▶ Provided information:
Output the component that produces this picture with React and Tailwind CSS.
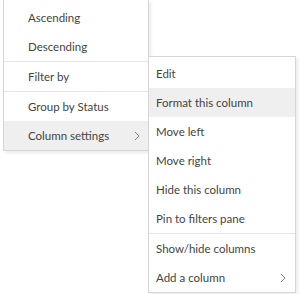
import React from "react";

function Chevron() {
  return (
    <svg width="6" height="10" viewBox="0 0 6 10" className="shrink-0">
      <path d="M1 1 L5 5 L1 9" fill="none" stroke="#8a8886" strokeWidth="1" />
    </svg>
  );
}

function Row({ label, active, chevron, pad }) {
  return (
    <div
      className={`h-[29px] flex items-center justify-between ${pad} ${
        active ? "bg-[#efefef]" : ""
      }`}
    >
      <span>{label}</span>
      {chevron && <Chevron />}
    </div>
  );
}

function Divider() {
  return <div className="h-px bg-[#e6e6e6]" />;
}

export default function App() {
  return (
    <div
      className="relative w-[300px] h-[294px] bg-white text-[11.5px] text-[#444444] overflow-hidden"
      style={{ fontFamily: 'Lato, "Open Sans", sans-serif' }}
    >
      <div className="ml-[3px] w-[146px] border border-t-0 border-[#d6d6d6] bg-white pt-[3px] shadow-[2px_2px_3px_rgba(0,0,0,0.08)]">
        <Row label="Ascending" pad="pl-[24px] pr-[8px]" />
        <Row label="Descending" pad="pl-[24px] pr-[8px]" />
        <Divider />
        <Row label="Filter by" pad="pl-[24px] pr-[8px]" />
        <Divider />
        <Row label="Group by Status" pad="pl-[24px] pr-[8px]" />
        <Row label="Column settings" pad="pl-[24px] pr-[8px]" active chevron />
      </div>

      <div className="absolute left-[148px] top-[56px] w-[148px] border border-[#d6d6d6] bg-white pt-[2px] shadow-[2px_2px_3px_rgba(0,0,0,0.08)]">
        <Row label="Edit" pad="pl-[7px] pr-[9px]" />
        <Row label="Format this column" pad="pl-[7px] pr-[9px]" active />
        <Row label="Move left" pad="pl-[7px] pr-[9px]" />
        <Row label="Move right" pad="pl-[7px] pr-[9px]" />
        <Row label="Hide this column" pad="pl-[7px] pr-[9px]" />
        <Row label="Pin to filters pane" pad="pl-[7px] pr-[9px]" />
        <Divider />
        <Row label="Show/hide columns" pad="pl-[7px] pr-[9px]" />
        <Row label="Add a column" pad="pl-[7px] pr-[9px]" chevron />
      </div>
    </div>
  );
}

...

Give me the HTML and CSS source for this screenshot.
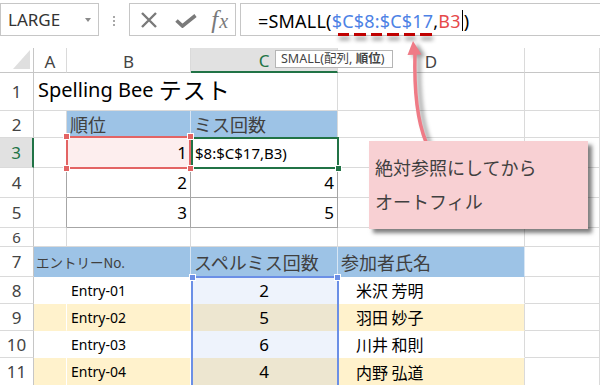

* * *

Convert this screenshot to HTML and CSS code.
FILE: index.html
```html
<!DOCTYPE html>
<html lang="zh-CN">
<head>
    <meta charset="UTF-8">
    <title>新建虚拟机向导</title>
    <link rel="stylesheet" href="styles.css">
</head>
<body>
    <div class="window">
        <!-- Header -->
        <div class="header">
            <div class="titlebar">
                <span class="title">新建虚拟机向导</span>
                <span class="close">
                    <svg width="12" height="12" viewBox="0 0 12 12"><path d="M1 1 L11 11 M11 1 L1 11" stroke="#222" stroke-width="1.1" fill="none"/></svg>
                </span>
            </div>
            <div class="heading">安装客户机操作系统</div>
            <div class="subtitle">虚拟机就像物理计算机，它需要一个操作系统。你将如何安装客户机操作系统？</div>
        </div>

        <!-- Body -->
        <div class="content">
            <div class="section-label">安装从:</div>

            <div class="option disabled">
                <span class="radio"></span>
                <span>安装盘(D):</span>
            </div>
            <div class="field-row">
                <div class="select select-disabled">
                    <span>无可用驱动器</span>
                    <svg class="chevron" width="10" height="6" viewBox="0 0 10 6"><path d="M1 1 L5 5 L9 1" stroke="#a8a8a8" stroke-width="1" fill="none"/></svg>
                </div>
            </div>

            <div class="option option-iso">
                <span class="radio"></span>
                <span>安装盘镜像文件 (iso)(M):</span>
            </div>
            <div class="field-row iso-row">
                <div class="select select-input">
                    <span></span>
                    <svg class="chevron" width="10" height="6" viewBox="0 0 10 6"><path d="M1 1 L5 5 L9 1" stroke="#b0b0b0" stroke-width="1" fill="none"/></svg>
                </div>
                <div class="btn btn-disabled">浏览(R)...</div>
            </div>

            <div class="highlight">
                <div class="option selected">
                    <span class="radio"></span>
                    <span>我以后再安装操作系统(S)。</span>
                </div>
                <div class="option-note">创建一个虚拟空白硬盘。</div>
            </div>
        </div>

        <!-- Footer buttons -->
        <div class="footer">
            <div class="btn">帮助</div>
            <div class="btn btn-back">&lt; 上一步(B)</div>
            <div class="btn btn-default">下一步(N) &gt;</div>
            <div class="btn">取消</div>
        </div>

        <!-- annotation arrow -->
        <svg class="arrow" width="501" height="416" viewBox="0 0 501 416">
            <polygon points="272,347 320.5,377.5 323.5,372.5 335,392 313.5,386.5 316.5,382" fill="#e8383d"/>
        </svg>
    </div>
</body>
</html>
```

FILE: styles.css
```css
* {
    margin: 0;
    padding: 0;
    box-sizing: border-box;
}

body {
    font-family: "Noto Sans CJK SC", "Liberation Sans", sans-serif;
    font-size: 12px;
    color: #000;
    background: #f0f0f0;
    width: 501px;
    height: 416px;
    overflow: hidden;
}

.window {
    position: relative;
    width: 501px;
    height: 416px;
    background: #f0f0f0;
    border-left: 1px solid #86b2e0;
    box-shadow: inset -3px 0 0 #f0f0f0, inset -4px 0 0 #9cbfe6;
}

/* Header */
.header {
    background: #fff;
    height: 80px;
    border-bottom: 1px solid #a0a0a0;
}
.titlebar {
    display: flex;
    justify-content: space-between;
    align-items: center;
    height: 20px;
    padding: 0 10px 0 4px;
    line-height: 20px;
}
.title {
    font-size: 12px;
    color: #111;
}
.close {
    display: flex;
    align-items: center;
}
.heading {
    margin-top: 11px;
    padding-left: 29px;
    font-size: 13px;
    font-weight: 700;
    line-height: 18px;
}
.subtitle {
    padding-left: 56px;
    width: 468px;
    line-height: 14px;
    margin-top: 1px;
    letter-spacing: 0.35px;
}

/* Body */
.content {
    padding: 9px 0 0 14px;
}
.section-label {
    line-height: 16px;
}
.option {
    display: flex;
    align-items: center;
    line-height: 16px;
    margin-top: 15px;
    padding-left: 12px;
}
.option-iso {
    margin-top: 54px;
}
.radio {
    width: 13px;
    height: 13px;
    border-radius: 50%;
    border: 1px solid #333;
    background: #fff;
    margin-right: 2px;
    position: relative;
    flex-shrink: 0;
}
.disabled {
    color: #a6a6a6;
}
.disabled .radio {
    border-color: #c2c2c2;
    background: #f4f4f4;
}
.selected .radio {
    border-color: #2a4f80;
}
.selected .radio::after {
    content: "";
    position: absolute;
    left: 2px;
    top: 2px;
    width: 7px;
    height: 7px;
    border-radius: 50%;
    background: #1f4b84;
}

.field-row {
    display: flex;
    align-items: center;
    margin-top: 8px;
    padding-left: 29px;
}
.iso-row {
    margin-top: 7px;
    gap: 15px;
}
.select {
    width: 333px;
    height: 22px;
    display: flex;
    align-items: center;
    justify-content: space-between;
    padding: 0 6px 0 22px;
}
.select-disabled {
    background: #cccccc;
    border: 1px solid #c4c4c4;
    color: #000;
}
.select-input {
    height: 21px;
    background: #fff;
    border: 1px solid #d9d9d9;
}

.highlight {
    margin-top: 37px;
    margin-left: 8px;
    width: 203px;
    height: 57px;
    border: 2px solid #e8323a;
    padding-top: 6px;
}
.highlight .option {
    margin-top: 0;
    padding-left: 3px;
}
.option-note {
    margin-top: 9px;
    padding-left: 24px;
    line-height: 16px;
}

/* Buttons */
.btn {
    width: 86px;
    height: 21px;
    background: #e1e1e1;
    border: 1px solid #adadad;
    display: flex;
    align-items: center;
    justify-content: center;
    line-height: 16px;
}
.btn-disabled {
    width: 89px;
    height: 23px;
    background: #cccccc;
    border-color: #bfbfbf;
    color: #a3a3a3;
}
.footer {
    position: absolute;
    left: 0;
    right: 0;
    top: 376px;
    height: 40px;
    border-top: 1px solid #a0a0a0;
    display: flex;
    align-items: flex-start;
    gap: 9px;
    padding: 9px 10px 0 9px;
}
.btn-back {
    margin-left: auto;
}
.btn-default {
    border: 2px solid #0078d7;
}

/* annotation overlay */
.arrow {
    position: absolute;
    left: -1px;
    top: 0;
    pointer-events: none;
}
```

▶ Prompt: Pick out each line that holds the string "screenshot".

▶ Task result:
Give me the HTML and CSS source for this screenshot.
Convert this screenshot to HTML and CSS code.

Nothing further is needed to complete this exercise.